- _Your objective_:
Reproduce the listing word for word, leaving every picture behind.
-----
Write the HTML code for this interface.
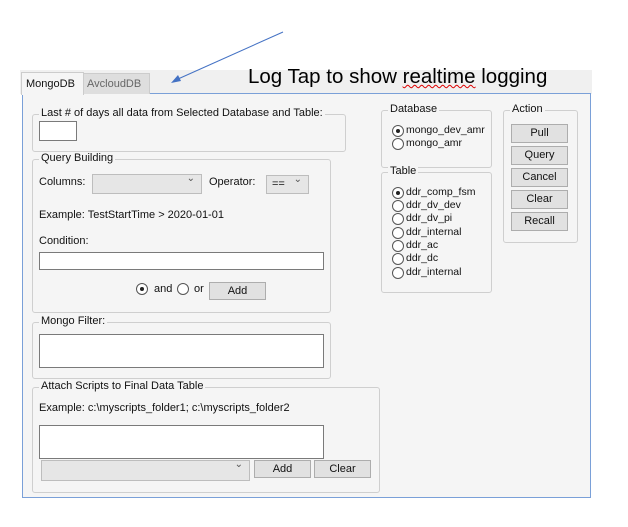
<!DOCTYPE html><html><head><style>
body{margin:0;width:628px;height:527px;background:#fff;position:relative;font-family:"Liberation Sans",sans-serif;font-size:11px;color:#111;overflow:hidden}
.a{position:absolute}
.g{position:absolute;border:1px solid #cfcfcf;border-radius:3px}
.lg{position:absolute;top:-8px;left:6px;background:#f5f5f5;padding:0 2px;font-size:11px}
.in{position:absolute;background:#fff;border:1px solid #7a7a7a}
.bt{position:absolute;background:#e1e1e1;border:1px solid #adadad;text-align:center;font-size:11px;line-height:16px}
.sel{position:absolute;background:#e6e6e6;border:1px solid #bdbdbd}
.sel:after{content:"⌄";position:absolute;right:6px;top:-2px;font-size:10px;color:#555}
.r{position:absolute;width:10px;height:10px;border:1px solid #555;border-radius:50%;background:#fff}
.r.on:after{content:"";position:absolute;left:3px;top:3px;width:4px;height:4px;border-radius:50%;background:#222}
.t{position:absolute;white-space:nowrap}
.s{font-size:10.5px}
</style></head><body>
<div class="a" style="left:20px;top:70px;width:572px;height:24px;background:#f0f0f0"></div>
<svg class="a" style="left:0;top:0" width="628" height="100"><line x1="283" y1="32" x2="178" y2="79" stroke="#4472c4" stroke-width="1"/><polygon points="171,83 178,75 181,81" fill="#4472c4"/></svg>
<div class="t" style="left:248px;top:65px;font-size:20.5px;color:#000">Log Tap to show <span style="text-decoration:underline wavy #d00;text-decoration-thickness:1px">realtime</span> logging</div>
<div class="a" style="left:22px;top:93px;width:567px;height:403px;background:#f5f5f5;border:1px solid #7aa0d8"></div>
<div class="a" style="left:21px;top:72px;width:61px;height:22px;background:#f5f5f5;border:1px solid #ccc;border-bottom:none"></div>
<div class="t" style="left:26px;top:78px">MongoDB</div>
<div class="a" style="left:83px;top:73px;width:65px;height:20px;background:#dedede;border:1px solid #ccc;border-bottom:none"></div>
<div class="t" style="left:87px;top:78px;color:#666">AvcloudDB</div>

<div class="g" style="left:32px;top:114px;width:312px;height:36px"><span class="lg">Last # of days all data from Selected Database and Table:</span></div>
<div class="in" style="left:39px;top:121px;width:36px;height:18px"></div>

<div class="g" style="left:32px;top:159px;width:297px;height:152px"><span class="lg">Query Building</span></div>
<div class="t" style="left:39px;top:176px">Columns:</div>
<div class="sel" style="left:92px;top:174px;width:108px;height:18px"></div>
<div class="t" style="left:209px;top:176px">Operator:</div>
<div class="sel" style="left:266px;top:175px;width:41px;height:17px"><span class="t" style="left:5px;top:2px">==</span></div>
<div class="t" style="left:39px;top:209px">Example: TestStartTime &gt; 2020-01-01</div>
<div class="t" style="left:39px;top:235px">Condition:</div>
<div class="in" style="left:39px;top:252px;width:283px;height:16px"></div>
<div class="r on" style="left:136px;top:283px"></div><div class="t" style="left:154px;top:283px">and</div>
<div class="r" style="left:177px;top:283px"></div><div class="t" style="left:194px;top:283px">or</div>
<div class="bt" style="left:209px;top:282px;width:55px;height:16px">Add</div>

<div class="g" style="left:32px;top:322px;width:297px;height:55px"><span class="lg">Mongo Filter:</span></div>
<div class="in" style="left:39px;top:334px;width:283px;height:32px"></div>

<div class="g" style="left:32px;top:387px;width:346px;height:104px"><span class="lg">Attach Scripts to Final Data Table</span></div>
<div class="t" style="left:39px;top:402px">Example: c:\myscripts_folder1; c:\myscripts_folder2</div>
<div class="in" style="left:39px;top:425px;width:283px;height:32px"></div>
<div class="sel" style="left:41px;top:460px;width:207px;height:19px"></div>
<div class="bt" style="left:254px;top:460px;width:55px;height:16px">Add</div>
<div class="bt" style="left:314px;top:460px;width:55px;height:16px">Clear</div>

<div class="g" style="left:381px;top:110px;width:109px;height:56px"><span class="lg">Database</span></div>
<div class="r on" style="left:392px;top:125px"></div><div class="t s" style="left:406px;top:124px">mongo_dev_amr</div>
<div class="r" style="left:392px;top:138px"></div><div class="t s" style="left:406px;top:137px">mongo_amr</div>

<div class="g" style="left:381px;top:172px;width:109px;height:119px"><span class="lg">Table</span></div>
<div class="r on" style="left:392px;top:187px"></div><div class="t s" style="left:406px;top:186px">ddr_comp_fsm</div>
<div class="r" style="left:392px;top:200px"></div><div class="t s" style="left:406px;top:199px">ddr_dv_dev</div>
<div class="r" style="left:392px;top:213px"></div><div class="t s" style="left:406px;top:212px">ddr_dv_pi</div>
<div class="r" style="left:392px;top:227px"></div><div class="t s" style="left:406px;top:226px">ddr_internal</div>
<div class="r" style="left:392px;top:240px"></div><div class="t s" style="left:406px;top:239px">ddr_ac</div>
<div class="r" style="left:392px;top:253px"></div><div class="t s" style="left:406px;top:252px">ddr_dc</div>
<div class="r" style="left:392px;top:267px"></div><div class="t s" style="left:406px;top:266px">ddr_internal</div>

<div class="g" style="left:503px;top:110px;width:73px;height:131px"><span class="lg">Action</span></div>
<div class="bt" style="left:511px;top:124px;width:55px;height:17px">Pull</div>
<div class="bt" style="left:511px;top:146px;width:55px;height:17px">Query</div>
<div class="bt" style="left:511px;top:168px;width:55px;height:17px">Cancel</div>
<div class="bt" style="left:511px;top:190px;width:55px;height:17px">Clear</div>
<div class="bt" style="left:511px;top:212px;width:55px;height:17px">Recall</div>
</body></html>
-----
- _Response_:
Write the HTML code for this interface.
<!DOCTYPE html><html><head><style>
body{margin:0;width:628px;height:527px;background:#fff;position:relative;font-family:"Liberation Sans",sans-serif;font-size:11px;color:#111;overflow:hidden}
.a{position:absolute}
.g{position:absolute;border:1px solid #cfcfcf;border-radius:3px}
.lg{position:absolute;top:-8px;left:6px;background:#f5f5f5;padding:0 2px;font-size:11px}
.in{position:absolute;background:#fff;border:1px solid #7a7a7a}
.bt{position:absolute;background:#e1e1e1;border:1px solid #adadad;text-align:center;font-size:11px;line-height:16px}
.sel{position:absolute;background:#e6e6e6;border:1px solid #bdbdbd}
.sel:after{content:"⌄";position:absolute;right:6px;top:-2px;font-size:10px;color:#555}
.r{position:absolute;width:10px;height:10px;border:1px solid #555;border-radius:50%;background:#fff}
.r.on:after{content:"";position:absolute;left:3px;top:3px;width:4px;height:4px;border-radius:50%;background:#222}
.t{position:absolute;white-space:nowrap}
.s{font-size:10.5px}
</style></head><body>
<div class="a" style="left:20px;top:70px;width:572px;height:24px;background:#f0f0f0"></div>
<svg class="a" style="left:0;top:0" width="628" height="100"><line x1="283" y1="32" x2="178" y2="79" stroke="#4472c4" stroke-width="1"/><polygon points="171,83 178,75 181,81" fill="#4472c4"/></svg>
<div class="t" style="left:248px;top:65px;font-size:20.5px;color:#000">Log Tap to show <span style="text-decoration:underline wavy #d00;text-decoration-thickness:1px">realtime</span> logging</div>
<div class="a" style="left:22px;top:93px;width:567px;height:403px;background:#f5f5f5;border:1px solid #7aa0d8"></div>
<div class="a" style="left:21px;top:72px;width:61px;height:22px;background:#f5f5f5;border:1px solid #ccc;border-bottom:none"></div>
<div class="t" style="left:26px;top:78px">MongoDB</div>
<div class="a" style="left:83px;top:73px;width:65px;height:20px;background:#dedede;border:1px solid #ccc;border-bottom:none"></div>
<div class="t" style="left:87px;top:78px;color:#666">AvcloudDB</div>

<div class="g" style="left:32px;top:114px;width:312px;height:36px"><span class="lg">Last # of days all data from Selected Database and Table:</span></div>
<div class="in" style="left:39px;top:121px;width:36px;height:18px"></div>

<div class="g" style="left:32px;top:159px;width:297px;height:152px"><span class="lg">Query Building</span></div>
<div class="t" style="left:39px;top:176px">Columns:</div>
<div class="sel" style="left:92px;top:174px;width:108px;height:18px"></div>
<div class="t" style="left:209px;top:176px">Operator:</div>
<div class="sel" style="left:266px;top:175px;width:41px;height:17px"><span class="t" style="left:5px;top:2px">==</span></div>
<div class="t" style="left:39px;top:209px">Example: TestStartTime &gt; 2020-01-01</div>
<div class="t" style="left:39px;top:235px">Condition:</div>
<div class="in" style="left:39px;top:252px;width:283px;height:16px"></div>
<div class="r on" style="left:136px;top:283px"></div><div class="t" style="left:154px;top:283px">and</div>
<div class="r" style="left:177px;top:283px"></div><div class="t" style="left:194px;top:283px">or</div>
<div class="bt" style="left:209px;top:282px;width:55px;height:16px">Add</div>

<div class="g" style="left:32px;top:322px;width:297px;height:55px"><span class="lg">Mongo Filter:</span></div>
<div class="in" style="left:39px;top:334px;width:283px;height:32px"></div>

<div class="g" style="left:32px;top:387px;width:346px;height:104px"><span class="lg">Attach Scripts to Final Data Table</span></div>
<div class="t" style="left:39px;top:402px">Example: c:\myscripts_folder1; c:\myscripts_folder2</div>
<div class="in" style="left:39px;top:425px;width:283px;height:32px"></div>
<div class="sel" style="left:41px;top:460px;width:207px;height:19px"></div>
<div class="bt" style="left:254px;top:460px;width:55px;height:16px">Add</div>
<div class="bt" style="left:314px;top:460px;width:55px;height:16px">Clear</div>

<div class="g" style="left:381px;top:110px;width:109px;height:56px"><span class="lg">Database</span></div>
<div class="r on" style="left:392px;top:125px"></div><div class="t s" style="left:406px;top:124px">mongo_dev_amr</div>
<div class="r" style="left:392px;top:138px"></div><div class="t s" style="left:406px;top:137px">mongo_amr</div>

<div class="g" style="left:381px;top:172px;width:109px;height:119px"><span class="lg">Table</span></div>
<div class="r on" style="left:392px;top:187px"></div><div class="t s" style="left:406px;top:186px">ddr_comp_fsm</div>
<div class="r" style="left:392px;top:200px"></div><div class="t s" style="left:406px;top:199px">ddr_dv_dev</div>
<div class="r" style="left:392px;top:213px"></div><div class="t s" style="left:406px;top:212px">ddr_dv_pi</div>
<div class="r" style="left:392px;top:227px"></div><div class="t s" style="left:406px;top:226px">ddr_internal</div>
<div class="r" style="left:392px;top:240px"></div><div class="t s" style="left:406px;top:239px">ddr_ac</div>
<div class="r" style="left:392px;top:253px"></div><div class="t s" style="left:406px;top:252px">ddr_dc</div>
<div class="r" style="left:392px;top:267px"></div><div class="t s" style="left:406px;top:266px">ddr_internal</div>

<div class="g" style="left:503px;top:110px;width:73px;height:131px"><span class="lg">Action</span></div>
<div class="bt" style="left:511px;top:124px;width:55px;height:17px">Pull</div>
<div class="bt" style="left:511px;top:146px;width:55px;height:17px">Query</div>
<div class="bt" style="left:511px;top:168px;width:55px;height:17px">Cancel</div>
<div class="bt" style="left:511px;top:190px;width:55px;height:17px">Clear</div>
<div class="bt" style="left:511px;top:212px;width:55px;height:17px">Recall</div>
</body></html>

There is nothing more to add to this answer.